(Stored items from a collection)
** start **
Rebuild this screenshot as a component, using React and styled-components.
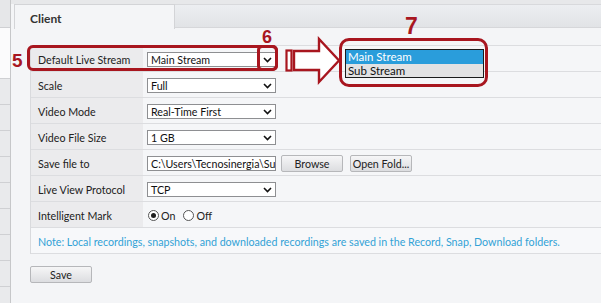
import styled, { createGlobalStyle } from "styled-components";

const GlobalStyle = createGlobalStyle`
  html, body {
    margin: 0;
    padding: 0;
  }
  body {
    width: 601px;
    height: 303px;
    overflow: hidden;
    background: #f4f5f7;
    font-family: Lato, "Liberation Sans", sans-serif;
    color: #222;
  }
  * {
    box-sizing: border-box;
  }
`;

const annot = "#a8161f";

const Page = styled.div`
  position: relative;
  display: flex;
  width: 601px;
  height: 303px;
  overflow: hidden;
  background: #f4f5f7;
`;

const Sidebar = styled.div`
  width: 11px;
  flex-shrink: 0;
  display: flex;
  flex-direction: column;
  padding-top: 27px;
  background: #e6e7e9;
  border-right: 1px solid #c6c7c9;
`;

const SideItem = styled.div`
  height: ${(p) => p.$h || 26}px;
  flex-shrink: 0;
  background: ${(p) => (p.$active ? "#fbfbfc" : "#e9eaec")};
  border-top: 1px solid #cfd0d3;
`;

const Main = styled.div`
  flex: 1;
  display: flex;
  flex-direction: column;
  padding-left: 3px;
  border-top: 4px solid #e7e8ea;
`;

const TabBar = styled.div`
  height: 24px;
  display: flex;
  background: linear-gradient(#eceef1, #e1e3e6);
  border-top: 1px solid #d8d9dc;
`;

const Tab = styled.div`
  width: 161px;
  height: 25px;
  margin-top: -1px;
  padding: 6px 0 0 15px;
  background: #f4f5f7;
  border: 1px solid #d3d4d7;
  border-bottom: none;
  font-size: 12px;
  font-weight: 700;
  color: #333;
`;

const TabRest = styled.div`
  flex: 1;
  border-bottom: 1px solid #d6d7da;
`;

const Content = styled.div`
  padding: 17px 0 0 16px;
  display: flex;
  flex-direction: column;
  align-items: flex-start;
`;

const Table = styled.div`
  width: 100%;
  display: flex;
  flex-direction: column;
  border-top: 1px solid #dcdde0;
  border-left: 1px solid #d9dadd;
`;

const Row = styled.div`
  display: flex;
  height: 26px;
  border-bottom: 1px solid #dcdde0;
`;

const Label = styled.div`
  width: 112px;
  flex-shrink: 0;
  display: flex;
  align-items: center;
  padding: 2px 0 0 7px;
  background: #ebebed;
  font-size: 10.7px;
  color: #222;
  white-space: nowrap;
`;

const Value = styled.div`
  flex: 1;
  display: flex;
  align-items: center;
  padding: 1px 0 0 4px;
  background: #f5f6f8;
  font-size: 10.7px;
`;

const SelectBox = styled.div`
  position: relative;
  width: 129px;
  height: 15px;
  display: flex;
  align-items: center;
  padding-left: 3px;
  background: #fff;
  border: 1px solid #8e8f92;
  font-size: 10.7px;
  color: #111;
  white-space: nowrap;
  overflow: hidden;
`;

const Chevron = styled.svg`
  position: absolute;
  right: 3px;
  top: 4px;
`;

const Button = styled.div`
  width: 62px;
  height: 17px;
  margin-left: ${(p) => p.$gap || 0}px;
  display: flex;
  align-items: center;
  justify-content: center;
  background: linear-gradient(#f6f6f7, #dcdde0);
  border: 1px solid #b6b7ba;
  border-radius: 2px;
  font-size: 10.7px;
  color: #222;
  white-space: nowrap;
`;

const Radio = styled.span`
  width: 11px;
  height: 11px;
  margin: 0 2px 0 ${(p) => p.$gap || 0}px;
  display: inline-flex;
  align-items: center;
  justify-content: center;
  border: 1px solid #555;
  border-radius: 50%;
  background: #fff;

  &::after {
    content: "";
    width: 5px;
    height: 5px;
    border-radius: 50%;
    background: ${(p) => (p.$checked ? "#1e1e1e" : "transparent")};
  }
`;

const NoteRow = styled.div`
  height: 26px;
  display: flex;
  align-items: center;
  padding: 1px 0 0 7px;
  background: #f7f8fa;
  border-bottom: 1px solid #dcdde0;
  font-size: 10.7px;
  color: #32a2d6;
  white-space: nowrap;
`;

const SaveButton = styled(Button)`
  margin-top: 12px;
`;

/* annotations drawn over the screenshot */
const Num = styled.span`
  position: absolute;
  left: ${(p) => p.$x}px;
  top: ${(p) => p.$y}px;
  font-family: "Liberation Sans", Arial, sans-serif;
  font-weight: 700;
  font-size: ${(p) => p.$size}px;
  line-height: 1;
  color: ${annot};
`;

const Ring = styled.div`
  position: absolute;
  left: ${(p) => p.$x}px;
  top: ${(p) => p.$y}px;
  width: ${(p) => p.$w}px;
  height: ${(p) => p.$h}px;
  border: ${(p) => p.$b || 3}px solid ${annot};
  border-radius: ${(p) => p.$r || 6}px;
`;

const Arrow = styled.svg`
  position: absolute;
  left: 284px;
  top: 36px;
`;

const ListBox = styled.div`
  position: absolute;
  left: 345px;
  top: 49px;
  width: 139px;
  height: 29px;
  display: flex;
  flex-direction: column;
  border: 1px solid #1b1b1b;
  background: #e2e2e3;
  font-size: 11.5px;
`;

const ListItem = styled.div`
  height: 13.5px;
  line-height: 13.5px;
  padding-left: 2px;
  background: ${(p) => (p.$selected ? "#2a9ddb" : "#e2e2e3")};
  color: ${(p) => (p.$selected ? "#fff" : "#111")};
`;

const Select = ({ children }) => (
  <SelectBox>
    {children}
    <Chevron width="9" height="6" viewBox="0 0 9 6">
      <path d="M1 1 L4.5 4.5 L8 1" fill="none" stroke="#111" strokeWidth="1.6" />
    </Chevron>
  </SelectBox>
);

export default function App() {
  return (
    <>
      <GlobalStyle />
      <Page>
        <Sidebar>
          <SideItem $active $h={51} />
          <SideItem />
          <SideItem />
          <SideItem />
          <SideItem />
          <SideItem />
          <SideItem />
          <SideItem />
          <SideItem />
          <SideItem />
        </Sidebar>
        <Main>
          <TabBar>
            <Tab>Client</Tab>
            <TabRest />
          </TabBar>
          <Content>
            <Table>
              <Row>
                <Label>Default Live Stream</Label>
                <Value>
                  <Select>Main Stream</Select>
                </Value>
              </Row>
              <Row>
                <Label>Scale</Label>
                <Value>
                  <Select>Full</Select>
                </Value>
              </Row>
              <Row>
                <Label>Video Mode</Label>
                <Value>
                  <Select>Real-Time First</Select>
                </Value>
              </Row>
              <Row>
                <Label>Video File Size</Label>
                <Value>
                  <Select>1 GB</Select>
                </Value>
              </Row>
              <Row>
                <Label>Save file to</Label>
                <Value>
                  <SelectBox>C:\Users\Tecnosinergia\Su</SelectBox>
                  <Button $gap={5}>Browse</Button>
                  <Button $gap={7}>Open Fold...</Button>
                </Value>
              </Row>
              <Row>
                <Label>Live View Protocol</Label>
                <Value>
                  <Select>TCP</Select>
                </Value>
              </Row>
              <Row>
                <Label>Intelligent Mark</Label>
                <Value>
                  <Radio $checked $gap={1} />
                  On
                  <Radio $gap={8} />
                  Off
                </Value>
              </Row>
              <NoteRow>
                Note: Local recordings, snapshots, and downloaded recordings are saved in the Record, Snap, Download folders.
              </NoteRow>
            </Table>
            <SaveButton>Save</SaveButton>
          </Content>
        </Main>

        <Num $x={12} $y={51} $size={19}>5</Num>
        <Ring $x={27} $y={45} $w={251} $h={26} />
        <Num $x={262} $y={28} $size={18}>6</Num>
        <Ring $x={257} $y={45} $w={21} $h={26} $r={5} />
        <Arrow width="58" height="50" viewBox="0 0 58 50">
          <rect x="2.5" y="14.5" width="5" height="20" fill="#fff" stroke={annot} strokeWidth="2.2" />
          <path
            d="M10 15 L35 15 L35 3 L55 24.5 L35 46 L35 34 L10 34 Z"
            fill="#fff"
            stroke={annot}
            strokeWidth="2.4"
            strokeLinejoin="miter"
          />
        </Arrow>
        <Num $x={405} $y={15} $size={23}>7</Num>
        <ListBox>
          <ListItem $selected>Main Stream</ListItem>
          <ListItem>Sub Stream</ListItem>
        </ListBox>
        <Ring $x={339} $y={38} $w={149} $h={49} $b={3.5} $r={10} />
      </Page>
    </>
  );
}
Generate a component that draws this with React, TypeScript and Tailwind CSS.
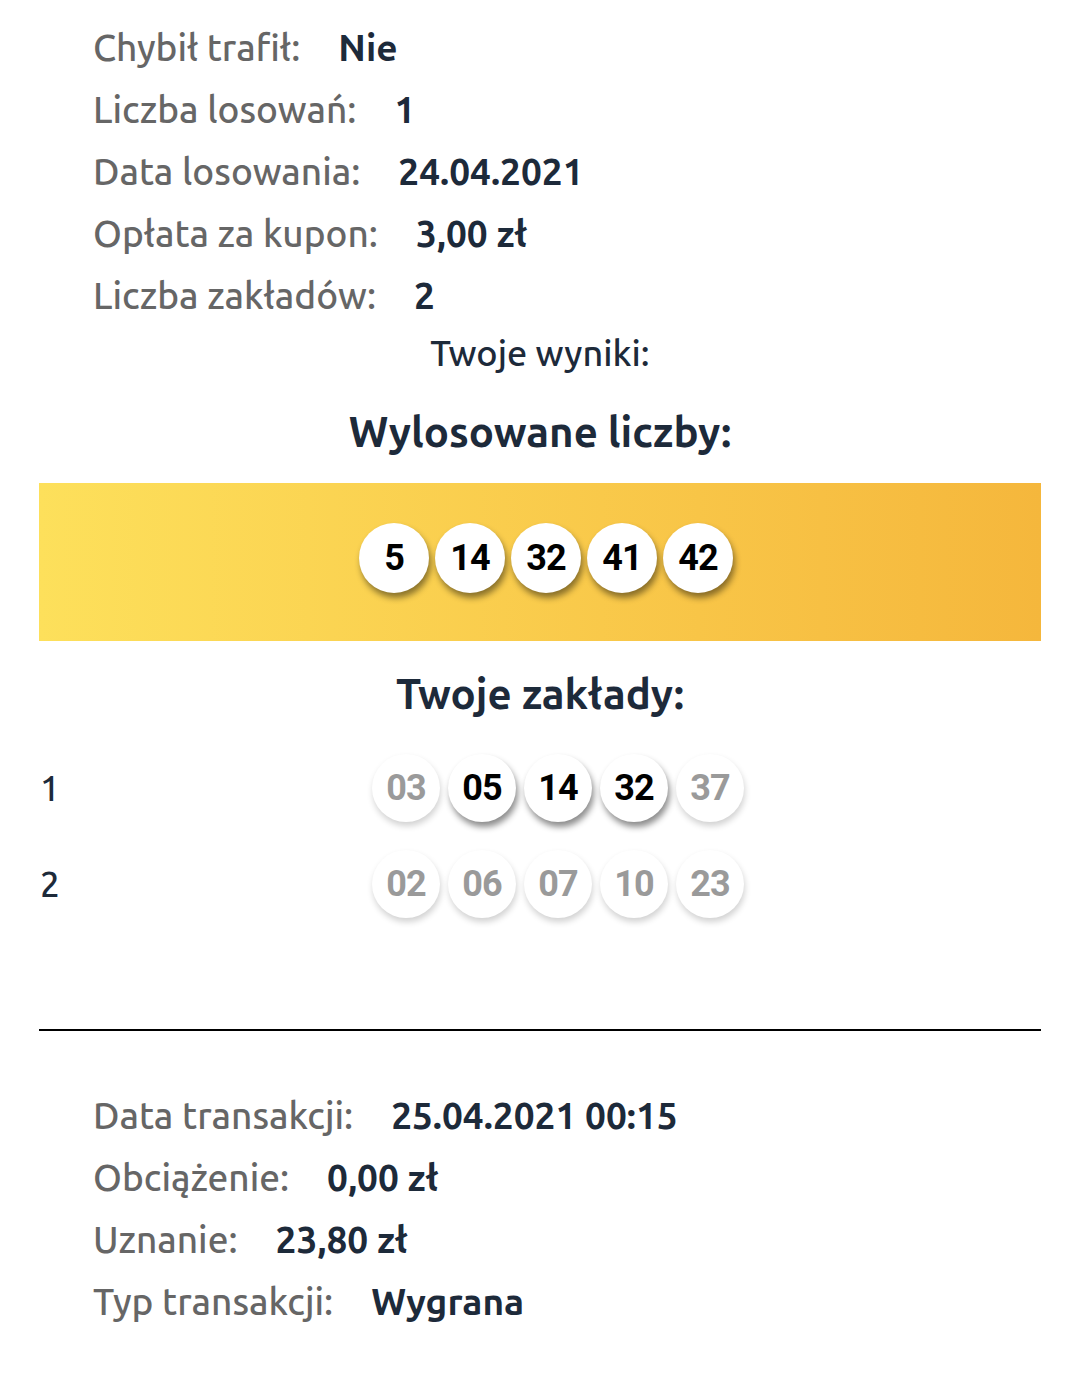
import React from 'react'

const font = { fontFamily: 'Ubuntu, "Noto Sans", sans-serif' }

function InfoRow({ label, value }: { label: string; value: string }) {
  return (
    <div className="flex items-center h-[62px]">
      <span className="text-[37px] font-medium text-[#666666]">{label}</span>
      <span className="ml-[38px] text-[37px] font-bold text-[#1d2a3a]">{value}</span>
    </div>
  )
}

function Ball({ n, size, hit = true }: { n: string; size: number; hit?: boolean }) {
  return (
    <div
      className={`flex items-center justify-center rounded-full bg-white font-bold tracking-[-1px] ${
        hit
          ? 'text-black shadow-[2px_5px_6px_rgba(0,0,0,0.45)]'
          : 'text-[#9a9a9a] shadow-[1px_4px_6px_rgba(0,0,0,0.18)]'
      }`}
      style={{ width: size, height: size, fontSize: 36, fontFamily: 'Roboto, "Noto Sans", sans-serif' }}
    >
      {n}
    </div>
  )
}

const drawn = ['5', '14', '32', '41', '42']
const bets = [
  { id: 1, nums: ['03', '05', '14', '32', '37'] },
  { id: 2, nums: ['02', '06', '07', '10', '23'] },
]

export default function App() {
  return (
    <div className="w-[1080px] min-h-[1377px] bg-white px-[39px] pt-[17px]" style={font}>
      {/* dane kuponu */}
      <div className="pl-[54px]">
        <InfoRow label="Chybił trafił:" value="Nie" />
        <InfoRow label="Liczba losowań:" value="1" />
        <InfoRow label="Data losowania:" value="24.04.2021" />
        <InfoRow label="Opłata za kupon:" value="3,00 zł" />
        <InfoRow label="Liczba zakładów:" value="2" />
      </div>

      <div className="text-center text-[36px] font-medium text-[#1d2a3a] h-[52px] leading-[52px]">Twoje wyniki:</div>
      <div className="text-center text-[42px] font-bold text-[#1d2a3a] h-[76px] leading-[76px] mt-[15px]">
        Wylosowane liczby:
      </div>

      {/* wylosowane liczby */}
      <div className="mt-[13px] h-[158px] flex items-center justify-center gap-[6px] pl-[12px] pb-[8px] bg-gradient-to-r from-[#fde05b] to-[#f5b73c]">
        {drawn.map((n) => (
          <Ball key={n} n={n} size={70} />
        ))}
      </div>

      <div className="text-center text-[42px] font-bold text-[#1d2a3a] h-[76px] leading-[76px] mt-[15px]">
        Twoje zakłady:
      </div>

      {/* zakłady */}
      <div className="mt-[8px]">
        {bets.map((b) => (
          <div key={b.id} className="flex items-center h-[96px]">
            <div className="w-[36px] text-[35px] font-medium text-[#1d2a3a] pl-[1px]">{b.id}</div>
            <div className="flex-1 flex justify-center gap-[8px]">
              {b.nums.map((n) => (
                <Ball key={n} n={n} size={68} hit={drawn.includes(String(Number(n)))} />
              ))}
            </div>
          </div>
        ))}
      </div>

      <div className="mt-[97px] border-t-2 border-black" />

      {/* transakcja */}
      <div className="pl-[54px] pt-[54px] pb-[40px]">
        <InfoRow label="Data transakcji:" value="25.04.2021 00:15" />
        <InfoRow label="Obciążenie:" value="0,00 zł" />
        <InfoRow label="Uznanie:" value="23,80 zł" />
        <InfoRow label="Typ transakcji:" value="Wygrana" />
      </div>
    </div>
  )
}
** end **
→ PROBLEM DESCRIPTION: In the records above, locate each line with the word "this". Copy all such lines.

→ FULL SOLUTION:
Rebuild this screenshot as a component, using React and styled-components.
Generate a component that draws this with React, TypeScript and Tailwind CSS.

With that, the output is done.